Some voices pine for the good old days. David reminds us that the good old days weren’t always so good. David Hayden recalls the best and the worst of the good old days of his childhood in 1948 in small town Montana. Farmers and ranchers and an Indian reservation surround his small town of primarily white folks.
David’s father is the sheriff. His granddad was the sheriff before his father. David’s uncle Frank is one of the town doctors. During last days of summer of 1948, the housekeeper for David’s family, Marie Little Soldier, a Sioux, becomes chronically ill that appears to be pneumonia. Uncle Frank is summoned. Marie refuses to be alone with Uncle Frank. After much prodding, Marie says that the Dr. sexually assaults Indian girls and women. Marie receives medicine, but then Marie dies suddenly. Brother must investigate and ultimately arrest brother. It is ugly. Granddad gets involved. Guns are fired. Brother commits suicide.

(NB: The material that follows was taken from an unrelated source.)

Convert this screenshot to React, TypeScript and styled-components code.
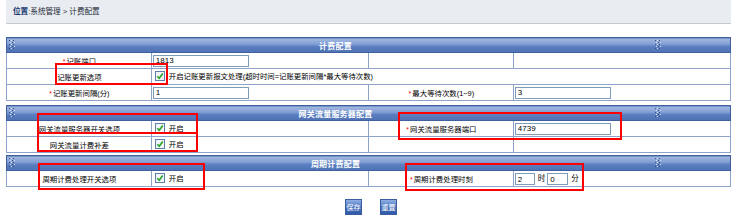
import React from 'react';
import styled, { createGlobalStyle } from 'styled-components';

const GlobalStyle = createGlobalStyle`
    body {
        margin: 0;
        background: #ffffff;
        font-family: "Liberation Sans", "Noto Sans CJK SC", sans-serif;
        color: #000;
    }
`;

const Page = styled.div`
    position: relative;
    width: 735px;
    height: 218px;
    padding: 0 4px 0 6px;
    box-sizing: border-box;
    overflow: hidden;
`;

const Breadcrumb = styled.div`
    height: 23px;
    line-height: 23px;
    padding-left: 7px;
    background: #e9ecf0;
    border-bottom: 1px solid #c6cacf;
    font-size: 7.6px;
    color: #1e2a3a;

    b {
        color: #13346e;
        font-weight: bold;
    }
`;

const Table = styled.table<{ $gap: number }>`
    width: 725px;
    margin-top: ${p => p.$gap}px;
    border-collapse: collapse;
    table-layout: fixed;
    border: 1px solid #5574ad;
`;

const HeaderCell = styled.th`
    height: 14px;
    padding: 0;
    border: 1px solid #3f629f;
    background: linear-gradient(to bottom, #a3b9e0 0%, #7d9bd2 45%, #5b7fc0 55%, #4e72b5 100%);
`;

const HeaderInner = styled.div`
    display: flex;
    align-items: center;
    height: 14px;
    padding: 0 68px 0 2px;
`;

const Title = styled.span`
    flex: 1;
    text-align: center;
    color: #fff;
    font-size: 8px;
    font-weight: bold;
    letter-spacing: 0.2px;
`;

const Row = styled.tr`
    height: 16px;
    background: #fff;
`;

const Cell = styled.td<{ $label?: boolean }>`
    border: 1px solid #8ea3cc;
    padding: 0 0 0 1px;
    font-size: 7.4px;
    white-space: nowrap;
    text-align: ${p => (p.$label ? 'center' : 'left')};
    vertical-align: middle;
`;

const Star = styled.span`
    color: #ff0000;
    font-size: 7px;
    margin-right: 1px;
`;

const Field = styled.input<{ $w?: number }>`
    width: ${p => p.$w ?? 96}px;
    height: 12px;
    box-sizing: border-box;
    border: 1px solid #7f9db9;
    padding: 0 2px;
    margin: 0;
    font-family: "Liberation Sans", sans-serif;
    font-size: 8px;
    vertical-align: middle;
    outline: none;
`;

const CheckWrap = styled.span`
    display: inline-flex;
    align-items: center;
    gap: 4px;
    margin-left: 2px;
`;

const Unit = styled.span`
    margin: 0 2px 0 3px;
    font-size: 7.5px;
`;

const ButtonBar = styled.div`
    display: flex;
    justify-content: center;
    gap: 18px;
    margin-top: 12px;
    padding-left: 5px;
`;

const Button = styled.button`
    width: 17px;
    height: 16px;
    padding: 0;
    border: 1px solid #3a5e9e;
    background: linear-gradient(to bottom, #8eaee2 0%, #4f78c2 50%, #2d56a6 100%);
    color: #fff;
    font-family: "Noto Sans CJK SC", sans-serif;
    font-size: 7px;
    line-height: 14px;
`;

const Mark = styled.div<{ $x: number; $y: number; $w: number; $h: number }>`
    position: absolute;
    left: ${p => p.$x}px;
    top: ${p => p.$y}px;
    width: ${p => p.$w}px;
    height: ${p => p.$h}px;
    border: 2px solid #ff0000;
    box-sizing: border-box;
    pointer-events: none;
`;

function Grip() {
    const dots = [];
    for (let r = 0; r < 5; r++) {
        for (let c = 0; c < 3; c++) {
            dots.push(<rect key={`${r}-${c}`} x={c * 2 + (r % 2)} y={r * 2} width="1" height="1" fill={(r + c) % 2 ? '#dbe4f4' : '#334f86'} />);
        }
    }
    return (
        <svg width="7" height="10" viewBox="0 0 7 10">
            {dots}
        </svg>
    );
}

function Check({ text }: { text: string }) {
    return (
        <CheckWrap>
            <svg width="10" height="10" viewBox="0 0 10 10">
                <rect x="0.5" y="0.5" width="9" height="9" fill="#f3f5f8" stroke="#5f7fa8" />
                <path d="M2.3 5.2 L4.2 7.2 L7.8 2.6" fill="none" stroke="#22a322" strokeWidth="1.6" />
            </svg>
            <span>{text}</span>
        </CheckWrap>
    );
}

function Section({ title, gap, children }: { title: string; gap: number; children: React.ReactNode }) {
    return (
        <Table $gap={gap}>
            <colgroup>
                <col style={{ width: '20%' }} />
                <col style={{ width: '30%' }} />
                <col style={{ width: '20%' }} />
                <col style={{ width: '30%' }} />
            </colgroup>
            <thead>
                <tr>
                    <HeaderCell colSpan={4}>
                        <HeaderInner>
                            <Grip />
                            <Title>{title}</Title>
                            <Grip />
                        </HeaderInner>
                    </HeaderCell>
                </tr>
            </thead>
            <tbody>{children}</tbody>
        </Table>
    );
}

export default function App() {
    return (
        <Page>
            <GlobalStyle />
            <Breadcrumb>
                <b>位置</b>:系统管理 &gt; 计费配置
            </Breadcrumb>

            <Section title="计费配置" gap={13}>
                <Row>
                    <Cell $label><Star>*</Star>记账端口</Cell>
                    <Cell><Field readOnly defaultValue="1813" /></Cell>
                    <Cell></Cell>
                    <Cell></Cell>
                </Row>
                <Row>
                    <Cell $label>记账更新选项</Cell>
                    <Cell colSpan={3}>
                        <Check text="开启记账更新报文处理(超时时间=记账更新间隔*最大等待次数)" />
                    </Cell>
                </Row>
                <Row>
                    <Cell $label><Star>*</Star>记账更新间隔(分)</Cell>
                    <Cell><Field readOnly defaultValue="1" /></Cell>
                    <Cell $label><Star>*</Star>最大等待次数(1~9)</Cell>
                    <Cell><Field readOnly defaultValue="3" /></Cell>
                </Row>
            </Section>

            <Section title="网关流量服务器配置" gap={4}>
                <Row>
                    <Cell $label>网关流量服务器开关选项</Cell>
                    <Cell><Check text="开启" /></Cell>
                    <Cell $label><Star>*</Star>网关流量服务器端口</Cell>
                    <Cell><Field readOnly defaultValue="4739" /></Cell>
                </Row>
                <Row>
                    <Cell $label>网关流量计费补差</Cell>
                    <Cell><Check text="开启" /></Cell>
                    <Cell></Cell>
                    <Cell></Cell>
                </Row>
            </Section>

            <Section title="周期计费配置" gap={2}>
                <Row>
                    <Cell $label>周期计费处理开关选项</Cell>
                    <Cell><Check text="开启" /></Cell>
                    <Cell $label><Star>*</Star>周期计费处理时刻</Cell>
                    <Cell>
                        <Field readOnly defaultValue="2" $w={20} />
                        <Unit>时</Unit>
                        <Field readOnly defaultValue="0" $w={21} />
                        <Unit>分</Unit>
                    </Cell>
                </Row>
            </Section>

            <ButtonBar>
                <Button>保存</Button>
                <Button>重置</Button>
            </ButtonBar>

            <Mark $x={55} $y={63} $w={113} $h={22} />
            <Mark $x={37} $y={113} $w={161} $h={21} />
            <Mark $x={37} $y={132} $w={161} $h={20} />
            <Mark $x={398} $y={112} $w={224} $h={28} />
            <Mark $x={38} $y={163} $w={167} $h={27} />
            <Mark $x={405} $y={163} $w={179} $h={28} />
        </Page>
    );
}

The family is permanently ruptured. The sheriff does not seek re-election but he and his family move away so he can pursue a career as an attorney.
In the telling of his story, Watson masterfully leads us into the tensions and fragility of family life, small town living, and the pervasiveness of racism.
The good old days? Yes, some of those old days were good. David tells of running around with his friends, fishing, hunting, horseback riding, knowing all the neighbors, and eating pie. But, sometimes those old days had plenty of bad in it. Racism was unquestioned. Sexual perversion was ignored especially if done to “those” people. Justice was often a long time coming or didn’t come at all for those who needed to be held accountable.